Write On is Hartford Stage's Annual Young Playwrights' Competition open to all Connecticut residents in grades 9-12. The program is unique in its offering of professional quality play development to a select few, young aspiring writers. Although she's a professional playwright now, Lee admits she was not really aspiring to be one at a young age like some of her Write On students. "Throughout my whole life, I have scribbled stories and all kinds of things, but always in private—in corners of houses and apartments where I have lived, in my bedroom, outside under a tree, in coffee shops," she explains. "When I got into theatre, it was through acting, and I was a professional actor in Seattle for a long time, but always scribbling in secret. And then one day, a friend encouraged me to invite some people to my living room to read my scribbling out loud, so I did. It was like a light went on. It was simultaneously the most thrilling and terrifying thing."
The Write On program was originally born out of the Brand: NEW Festival of New Work as a way to provide high school students interested in playwriting a similar experience to the professional writers in the festival. Participants spent a week shadowing a play in the festival through the workshop process and staged reading. They then went on to develop their own work using the same model they had observed in the festival. However, Aurelia Clunie, Education Associate for Student Audiences, explains: "As new play development has changed at Hartford Stage, Write On has worked to change with it. We are responding more organically to the needs of the student writers and mentors." The small group of 5 or 6 students chosen still has the opportunity to develop their ten-minute plays in workshops, but their experience in the program now encompasses much more.
Today students are provided with the opportunity to learn about professional play development directly from the Aetna New Voices Fellow. This mentorship has evolved beyond simply meeting for weekly workshops. When Reverberation playwright and 2012-13 Aetna New Voices Fellow Matthew Lopez learned one of his Write On students was spending his spring break visiting colleges on the west coast, Lopez offered him tickets to a production of his new hit, The Whipping Man. When the student returned he had the unique chance to talk first-hand about the play's production with Lopez. Last season, 2013-14 Aetna New Voices Fellow Janine Nabers took students outside the workshop to see the newly released film version of August: Osage County in order to have them compare the film script to the play's original text.

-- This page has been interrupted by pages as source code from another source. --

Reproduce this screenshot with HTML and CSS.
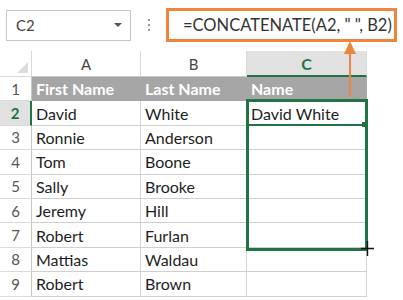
FILE: index.html
```html
<!DOCTYPE html>
<html lang="en">
<head>
  <meta charset="UTF-8">
  <title>CONCATENATE example</title>
  <link rel="stylesheet" href="styles.css">
</head>
<body>
  <div class="formula-bar">
    <div class="name-box">
      <span>C2</span>
      <span class="drop"></span>
    </div>
    <div class="dots"><i></i><i></i><i></i></div>
    <div class="formula">=CONCATENATE(A2, " ", B2)</div>
  </div>
  <div class="sheet-wrap">
    <div class="sheet">
      <div class="corner"></div>
      <div class="col-head">A</div>
      <div class="col-head">B</div>
      <div class="col-head active">C</div>

      <div class="row-head">1</div>
      <div class="cell title">First Name</div>
      <div class="cell title">Last Name</div>
      <div class="cell title">Name</div>

      <div class="row-head active">2</div>
      <div class="cell">David</div>
      <div class="cell">White</div>
      <div class="cell">David White</div>

      <div class="row-head">3</div>
      <div class="cell">Ronnie</div>
      <div class="cell">Anderson</div>
      <div class="cell"></div>

      <div class="row-head">4</div>
      <div class="cell">Tom</div>
      <div class="cell">Boone</div>
      <div class="cell"></div>

      <div class="row-head">5</div>
      <div class="cell">Sally</div>
      <div class="cell">Brooke</div>
      <div class="cell"></div>

      <div class="row-head">6</div>
      <div class="cell">Jeremy</div>
      <div class="cell">Hill</div>
      <div class="cell"></div>

      <div class="row-head">7</div>
      <div class="cell">Robert</div>
      <div class="cell">Furlan</div>
      <div class="cell"></div>

      <div class="row-head">8</div>
      <div class="cell">Mattias</div>
      <div class="cell">Waldau</div>
      <div class="cell"></div>

      <div class="row-head">9</div>
      <div class="cell">Robert</div>
      <div class="cell">Brown</div>
      <div class="cell"></div>
    </div>
    <div class="selection"></div>
    <div class="active-line"></div>
    <svg class="arrow" width="16" height="58" viewBox="0 0 16 58">
      <path d="M8 10 L8 56" stroke="#f0843c" stroke-width="2" fill="none"/>
      <path d="M8 0 L14 13 L2 13 Z" fill="#f0843c"/>
    </svg>
    <svg class="cursor" width="13" height="15" viewBox="0 0 13 15">
      <path d="M6.5 0 V15 M0 7.5 H13" stroke="#111" stroke-width="1.4" fill="none"/>
    </svg>
  </div>
</body>
</html>
```

FILE: styles.css
```css
body {
  margin: 0;
  background: #fff;
  font-family: Lato, "Open Sans", sans-serif;
  color: #222;
  width: 403px;
  height: 300px;
  overflow: hidden;
}
.formula-bar {
  display: flex;
  align-items: center;
  height: 34px;
  padding: 8px 6px 0 6px;
}
.name-box {
  box-sizing: border-box;
  width: 125px;
  height: 31px;
  border: 1px solid #c8c8c8;
  display: flex;
  align-items: center;
  justify-content: space-between;
  padding: 0 8px 0 9px;
  font-size: 15px;
  color: #444;
}
.drop {
  width: 0;
  height: 0;
  border-left: 4px solid transparent;
  border-right: 4px solid transparent;
  border-top: 4px solid #555;
}
.dots {
  width: 35px;
  display: flex;
  flex-direction: column;
  align-items: center;
  gap: 3px;
}
.dots i {
  width: 2px;
  height: 2px;
  background: #999;
}
.formula {
  box-sizing: border-box;
  height: 34px;
  flex: 1;
  border: 3px solid #f0843c;
  padding: 0 0 0 14px;
  display: flex;
  align-items: center;
  font-size: 16.5px;
  color: #333;
  white-space: nowrap;
}
.sheet-wrap {
  position: relative;
  margin-top: 9px;
}
.sheet {
  display: grid;
  grid-template-columns: 32px 109px 106px 120px;
  grid-template-rows: 26px repeat(9, 24.4px);
}
.corner {
  border-right: 1px solid #d9d9d9;
  border-bottom: 1px solid #d9d9d9;
  position: relative;
}
.corner::after {
  content: "";
  position: absolute;
  right: 3px;
  bottom: 3px;
  width: 0;
  height: 0;
  border-left: 11px solid transparent;
  border-bottom: 11px solid #dcdcdc;
}
.col-head {
  border-right: 1px solid #d9d9d9;
  border-bottom: 1px solid #c8c8c8;
  display: flex;
  align-items: center;
  justify-content: center;
  font-size: 15px;
  color: #444;
}
.col-head.active {
  background: #e1e1e1;
  border-bottom: 2px solid #217346;
  color: #217346;
  font-weight: bold;
  font-size: 16px;
}
.row-head {
  border-right: 1px solid #c8c8c8;
  border-bottom: 1px solid #dadada;
  display: flex;
  align-items: center;
  justify-content: center;
  font-size: 15px;
  color: #555;
}
.row-head.active {
  background: #e1e1e1;
  border-right: 2px solid #217346;
  color: #217346;
  font-weight: bold;
}
.cell {
  border-right: 1px solid #d4d4d4;
  border-bottom: 1px solid #cfcfcf;
  display: flex;
  align-items: center;
  padding-left: 4px;
  font-size: 16px;
  color: #1e1e1e;
  white-space: nowrap;
  overflow: hidden;
}
.cell.title {
  background: #a6a6a6;
  color: #fff;
  font-weight: bold;
  border-color: #a6a6a6;
}
.selection {
  position: absolute;
  left: 246px;
  top: 48px;
  width: 116px;
  height: 146px;
  border: 3px solid #217346;
}
.active-line {
  position: absolute;
  left: 248px;
  top: 73px;
  width: 117px;
  height: 2px;
  background: #217346;
}
.active-line::after {
  content: "";
  position: absolute;
  right: -2px;
  top: -2px;
  width: 5px;
  height: 5px;
  background: #217346;
}
.arrow {
  position: absolute;
  left: 342px;
  top: -10px;
}
.cursor {
  position: absolute;
  left: 361px;
  top: 190px;
}
```
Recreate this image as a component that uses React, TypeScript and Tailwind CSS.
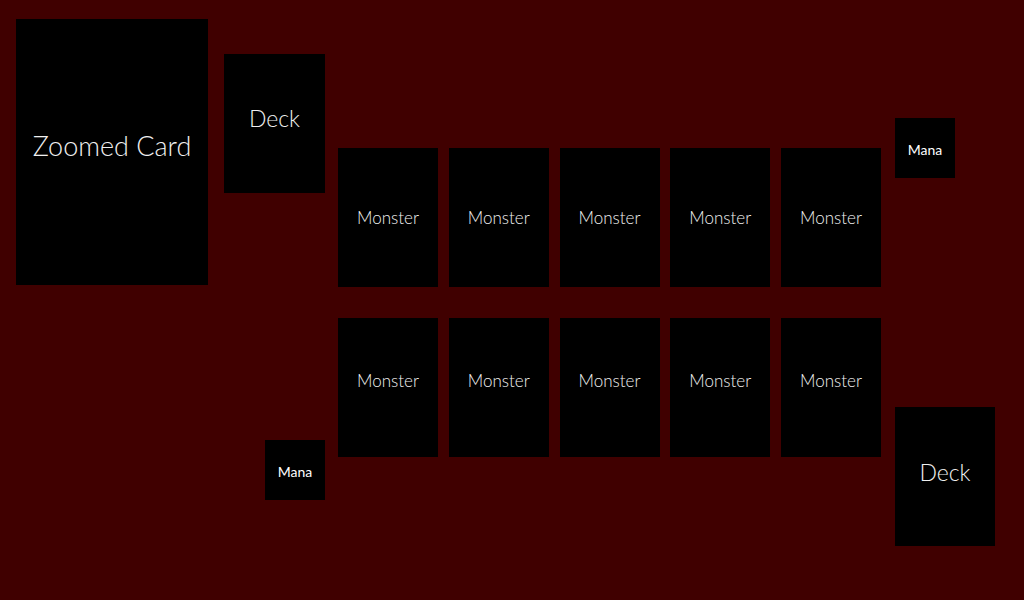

It was Nabers suggestion that the program take the students to see a play in New York City which lead directly to this season's participants being able to attend a performance of Kimber Lee's play brownsville song (b-side for tray) at Lincoln Center Theater in October. Lee took the opportunity of having the students in New York City to actually conduct the first workshop of the program this season at the Lark Play Development Center. "The Lark is my artistic home in NYC," says Lee. "I knew it would be a really comfortable setting for us to meet. I also wanted them to see an institution that is wholly dedicated to the support of playwrights, which is such a special thing." The students’ visit to the center allowed her both to show them the opportunities that are available to professional writers and to speak with the students about the realities of pursuing a career as a professional playwright in America.
In January this season's Write On students reunited with Lee at Hartford Stage to begin working on their ten-minute play scripts over the course of three weekly workshops. "The process for these workshops has been very much tailored to the students we have in the program, and I've tried to provide a very basic set of tools for investigating and creating dramatic action," says Lee.
"I think that every human being has an innate sense of story, an instinct for what makes a compelling story, and I really enjoy the chance to explore that with a group of young playwrights who don't come in with tons of preconceived ideas." In regards to how different tackling play development is for Write On students versus professionals, Lee says not that much. "The basic questions we have been dealing with in our workshops are the same questions that professional playwrights face: how do we make the thing go?"
By the end of the month students transitioned to working with local actors and directors in table readings and rehearsals in order to mount their newly penned works into a night of staged readings that takes place in February. Although the readings mark the end of the Write On program each year, students are encouraged to continue working on both their plays from the program and new projects. Former Write On students have continued on to participate as writers in Hartford Stage's Project: Transform and have written back saying how being in Write On has made them consider for the first time studying writing or theatre in college.
Clunie says these results are exactly what the program was created to do. "This window into the professional life of a playwright allows students to consider following their own passions professionally, and encourages their writing whether or not that is what they want to pursue."
And what would Lee like to see her students take away from this experience? "I hope they walk out of the program with a sense of how to look at dramatic writing analytically. I think we are all good at knowing what we like and don't like, but my hope is that this program will have introduced tools for being able to identify and articulate the why of a preference.
I also hope in a general way that looking at the world through the curious eyes of a writer for this period of time is something that will stick in some small way, no matter what area of study or work these students pursue."